Goal: Repeat, exactly and in full, the lines of the listing below, but without any pictures.
___
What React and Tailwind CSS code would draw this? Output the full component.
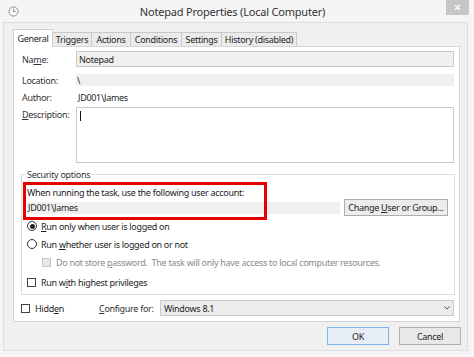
import React from "react";

const U = ({ children }) => <span className="underline underline-offset-[1px]">{children}</span>;

function Radio({ checked }) {
  return (
    <span className="w-[10px] h-[10px] rounded-full border border-[#333] bg-white flex items-center justify-center shrink-0">
      {checked && <span className="w-[5px] h-[5px] rounded-full bg-[#222]" />}
    </span>
  );
}

function Check({ disabled }) {
  return (
    <span
      className={
        disabled
          ? "w-[9px] h-[9px] border border-[#c4c4c4] bg-[#e8e8e8] shrink-0"
          : "w-[9px] h-[9px] border border-[#444] bg-white shrink-0"
      }
    />
  );
}

export default function App() {
  const tabs = [
    ["Triggers", "w-[39px]"],
    ["Actions", "w-[39px]"],
    ["Conditions", "w-[51px]"],
    ["Settings", "w-[40px]"],
    ["History (disabled)", "w-[75px]"],
  ];
  return (
    <div
      className="w-[474px] h-[357px] bg-[#f5f5f5] text-[#1e1e1e] text-[9px] tracking-[-0.3px] leading-none overflow-hidden whitespace-nowrap"
      style={{ fontFamily: '"Noto Sans", "Open Sans", sans-serif' }}
    >
      {/* Title bar */}
      <div className="h-[22px] flex items-start relative">
        <div className="pl-[8px] pt-[6px]">
          <svg width="11" height="11" viewBox="0 0 12 12">
            <circle cx="6" cy="6" r="5" fill="none" stroke="#8a8a8a" strokeWidth="1" />
            <path d="M6 3 V6 H8.5" fill="none" stroke="#8a8a8a" strokeWidth="1" />
          </svg>
        </div>
        <div className="flex-1 text-center pt-[6px] text-[11px] tracking-[-0.2px] text-[#333]">Notepad Properties (Local Computer)</div>
        <div className="w-[23px] h-[15px] bg-[#c6c6c6] mr-[5px] flex items-center justify-center">
          <svg width="7" height="7" viewBox="0 0 7 7">
            <path d="M1 1 L6 6 M6 1 L1 6" stroke="#fff" strokeWidth="1.3" />
          </svg>
        </div>
      </div>

      {/* Client area */}
      <div className="ml-[3px] w-[465px] h-[329px] bg-[#f0f0f0] border border-[#dddddd] flex flex-col">
        {/* tabs */}
        <div className="pl-[9px] flex items-end h-[23px]">
          <div className="h-[18px] w-[40px] bg-white border border-[#d0d0d0] border-b-0 flex items-center justify-center relative z-10 -mb-px">
            General
          </div>
          {tabs.map(([t, w]) => (
            <div
              key={t}
              className={`h-[14px] ${w} bg-[#ebebeb] border border-[#c8c8c8] border-b-0 border-l-0 flex items-center justify-center`}
            >
              {t}
            </div>
          ))}
        </div>
        {/* panel */}
        <div className="ml-[9px] w-[447px] h-[276px] bg-white border border-[#d6d6d6] flex flex-col pl-[8px] pr-[5px] pt-[4px] relative">
          {/* Name */}
          <div className="flex items-center h-[16px]">
            <div className="w-[54px] text-[#333]">Na<U>m</U>e:</div>
            <div className="flex-1 h-[16px] bg-[#f0f0f0] border border-[#c9c9c9] flex items-center pl-[2px]">Notepad</div>
          </div>
          <div className="flex items-center h-[12px] mt-[7px]">
            <div className="w-[54px] text-[#333]">Location:</div>
            <div className="flex-1 h-[12px] bg-[#f0f0f0] flex items-center pl-[1px]">\</div>
          </div>
          <div className="flex items-center h-[12px] mt-[5px]">
            <div className="w-[54px] text-[#333]">Author:</div>
            <div className="flex-1 pl-[2px]">JD001\James</div>
          </div>
          <div className="flex items-start mt-[4px]">
            <div className="w-[54px] text-[#333] pt-[3px]"><U>D</U>escription:</div>
            <div className="flex-1 h-[56px] bg-white border border-[#c9c9c9] pl-[3px] pt-[3px]">
              <div className="w-px h-[10px] bg-[#111]" />
            </div>
          </div>

          {/* Security options group */}
          <div className="mt-[11px] -ml-[1px] w-[434px] h-[121px] border border-[#dcdcdc] relative flex flex-col pl-[5px]">
            <div className="absolute -top-[5px] left-[4px] bg-white px-[1px] text-[#333]">Security options</div>
            <div className="mt-[13px] text-[#222]">When running the task, use the following user account:</div>
            <div className="flex items-center mt-[2px]">
              <div className="w-[313px] h-[12px] bg-[#f0f0f0] flex items-center pl-[1px]">JD001\James</div>
              <div className="ml-[4px] w-[104px] h-[17px] bg-[#ececec] border border-[#adadad] flex items-center justify-center text-[#222]">
                <span>Change <U>U</U>ser or Group...</span>
              </div>
            </div>
            <div className="flex items-center mt-[4px] h-[12px] gap-[4px]">
              <Radio checked />
              <span><U>R</U>un only when user is logged on</span>
            </div>
            <div className="flex items-center mt-[6px] h-[12px] gap-[4px]">
              <Radio />
              <span>Run <U>w</U>hether user is logged on or not</span>
            </div>
            <div className="flex items-center mt-[6px] h-[12px] pl-[15px] gap-[5px] text-[#8a8a8a]">
              <Check disabled />
              <span>Do not store <U>p</U>assword.&nbsp; The task will only have access to local computer resources.</span>
            </div>
            <div className="flex items-center mt-[8px] h-[12px] gap-[5px]">
              <Check />
              <span>Run w<U>i</U>th highest privileges</span>
            </div>
            {/* red annotation */}
            <div className="absolute left-[1px] top-[7px] w-[244px] h-[38px] border-[3px] border-[#e60000]" />
          </div>

          {/* Bottom row */}
          <div className="flex items-center mt-[5px] h-[16px] -ml-[1px]">
            <Check />
            <span className="ml-[5px] w-[64px]">Hidd<U>e</U>n</span>
            <span className="w-[61px] text-[#333]"><U>C</U>onfigure for:</span>
            <div className="flex-1 h-[16px] bg-[#ececec] border border-[#c9c9c9] flex items-center pl-[3px] justify-between pr-[3px]">
              <span>Windows 8.1</span>
              <svg width="6" height="4" viewBox="0 0 6 4">
                <path d="M0.5 0.5 L3 3 L5.5 0.5" fill="none" stroke="#555" strokeWidth="1" />
              </svg>
            </div>
          </div>
        </div>
        {/* buttons */}
        <div className="flex justify-end gap-[10px] pr-[6px] mt-[5px]">
          <div className="w-[62px] h-[18px] bg-[#e8eef5] border border-[#7eb4ea] flex items-center justify-center">OK</div>
          <div className="w-[62px] h-[18px] bg-[#e8e8e8] border border-[#adadad] flex items-center justify-center">Cancel</div>
        </div>
      </div>
    </div>
  );
}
___
The reply:
What React and Tailwind CSS code would draw this? Output the full component.
import React from "react";

const U = ({ children }) => <span className="underline underline-offset-[1px]">{children}</span>;

function Radio({ checked }) {
  return (
    <span className="w-[10px] h-[10px] rounded-full border border-[#333] bg-white flex items-center justify-center shrink-0">
      {checked && <span className="w-[5px] h-[5px] rounded-full bg-[#222]" />}
    </span>
  );
}

function Check({ disabled }) {
  return (
    <span
      className={
        disabled
          ? "w-[9px] h-[9px] border border-[#c4c4c4] bg-[#e8e8e8] shrink-0"
          : "w-[9px] h-[9px] border border-[#444] bg-white shrink-0"
      }
    />
  );
}

export default function App() {
  const tabs = [
    ["Triggers", "w-[39px]"],
    ["Actions", "w-[39px]"],
    ["Conditions", "w-[51px]"],
    ["Settings", "w-[40px]"],
    ["History (disabled)", "w-[75px]"],
  ];
  return (
    <div
      className="w-[474px] h-[357px] bg-[#f5f5f5] text-[#1e1e1e] text-[9px] tracking-[-0.3px] leading-none overflow-hidden whitespace-nowrap"
      style={{ fontFamily: '"Noto Sans", "Open Sans", sans-serif' }}
    >
      {/* Title bar */}
      <div className="h-[22px] flex items-start relative">
        <div className="pl-[8px] pt-[6px]">
          <svg width="11" height="11" viewBox="0 0 12 12">
            <circle cx="6" cy="6" r="5" fill="none" stroke="#8a8a8a" strokeWidth="1" />
            <path d="M6 3 V6 H8.5" fill="none" stroke="#8a8a8a" strokeWidth="1" />
          </svg>
        </div>
        <div className="flex-1 text-center pt-[6px] text-[11px] tracking-[-0.2px] text-[#333]">Notepad Properties (Local Computer)</div>
        <div className="w-[23px] h-[15px] bg-[#c6c6c6] mr-[5px] flex items-center justify-center">
          <svg width="7" height="7" viewBox="0 0 7 7">
            <path d="M1 1 L6 6 M6 1 L1 6" stroke="#fff" strokeWidth="1.3" />
          </svg>
        </div>
      </div>

      {/* Client area */}
      <div className="ml-[3px] w-[465px] h-[329px] bg-[#f0f0f0] border border-[#dddddd] flex flex-col">
        {/* tabs */}
        <div className="pl-[9px] flex items-end h-[23px]">
          <div className="h-[18px] w-[40px] bg-white border border-[#d0d0d0] border-b-0 flex items-center justify-center relative z-10 -mb-px">
            General
          </div>
          {tabs.map(([t, w]) => (
            <div
              key={t}
              className={`h-[14px] ${w} bg-[#ebebeb] border border-[#c8c8c8] border-b-0 border-l-0 flex items-center justify-center`}
            >
              {t}
            </div>
          ))}
        </div>
        {/* panel */}
        <div className="ml-[9px] w-[447px] h-[276px] bg-white border border-[#d6d6d6] flex flex-col pl-[8px] pr-[5px] pt-[4px] relative">
          {/* Name */}
          <div className="flex items-center h-[16px]">
            <div className="w-[54px] text-[#333]">Na<U>m</U>e:</div>
            <div className="flex-1 h-[16px] bg-[#f0f0f0] border border-[#c9c9c9] flex items-center pl-[2px]">Notepad</div>
          </div>
          <div className="flex items-center h-[12px] mt-[7px]">
            <div className="w-[54px] text-[#333]">Location:</div>
            <div className="flex-1 h-[12px] bg-[#f0f0f0] flex items-center pl-[1px]">\</div>
          </div>
          <div className="flex items-center h-[12px] mt-[5px]">
            <div className="w-[54px] text-[#333]">Author:</div>
            <div className="flex-1 pl-[2px]">JD001\James</div>
          </div>
          <div className="flex items-start mt-[4px]">
            <div className="w-[54px] text-[#333] pt-[3px]"><U>D</U>escription:</div>
            <div className="flex-1 h-[56px] bg-white border border-[#c9c9c9] pl-[3px] pt-[3px]">
              <div className="w-px h-[10px] bg-[#111]" />
            </div>
          </div>

          {/* Security options group */}
          <div className="mt-[11px] -ml-[1px] w-[434px] h-[121px] border border-[#dcdcdc] relative flex flex-col pl-[5px]">
            <div className="absolute -top-[5px] left-[4px] bg-white px-[1px] text-[#333]">Security options</div>
            <div className="mt-[13px] text-[#222]">When running the task, use the following user account:</div>
            <div className="flex items-center mt-[2px]">
              <div className="w-[313px] h-[12px] bg-[#f0f0f0] flex items-center pl-[1px]">JD001\James</div>
              <div className="ml-[4px] w-[104px] h-[17px] bg-[#ececec] border border-[#adadad] flex items-center justify-center text-[#222]">
                <span>Change <U>U</U>ser or Group...</span>
              </div>
            </div>
            <div className="flex items-center mt-[4px] h-[12px] gap-[4px]">
              <Radio checked />
              <span><U>R</U>un only when user is logged on</span>
            </div>
            <div className="flex items-center mt-[6px] h-[12px] gap-[4px]">
              <Radio />
              <span>Run <U>w</U>hether user is logged on or not</span>
            </div>
            <div className="flex items-center mt-[6px] h-[12px] pl-[15px] gap-[5px] text-[#8a8a8a]">
              <Check disabled />
              <span>Do not store <U>p</U>assword.&nbsp; The task will only have access to local computer resources.</span>
            </div>
            <div className="flex items-center mt-[8px] h-[12px] gap-[5px]">
              <Check />
              <span>Run w<U>i</U>th highest privileges</span>
            </div>
            {/* red annotation */}
            <div className="absolute left-[1px] top-[7px] w-[244px] h-[38px] border-[3px] border-[#e60000]" />
          </div>

          {/* Bottom row */}
          <div className="flex items-center mt-[5px] h-[16px] -ml-[1px]">
            <Check />
            <span className="ml-[5px] w-[64px]">Hidd<U>e</U>n</span>
            <span className="w-[61px] text-[#333]"><U>C</U>onfigure for:</span>
            <div className="flex-1 h-[16px] bg-[#ececec] border border-[#c9c9c9] flex items-center pl-[3px] justify-between pr-[3px]">
              <span>Windows 8.1</span>
              <svg width="6" height="4" viewBox="0 0 6 4">
                <path d="M0.5 0.5 L3 3 L5.5 0.5" fill="none" stroke="#555" strokeWidth="1" />
              </svg>
            </div>
          </div>
        </div>
        {/* buttons */}
        <div className="flex justify-end gap-[10px] pr-[6px] mt-[5px]">
          <div className="w-[62px] h-[18px] bg-[#e8eef5] border border-[#7eb4ea] flex items-center justify-center">OK</div>
          <div className="w-[62px] h-[18px] bg-[#e8e8e8] border border-[#adadad] flex items-center justify-center">Cancel</div>
        </div>
      </div>
    </div>
  );
}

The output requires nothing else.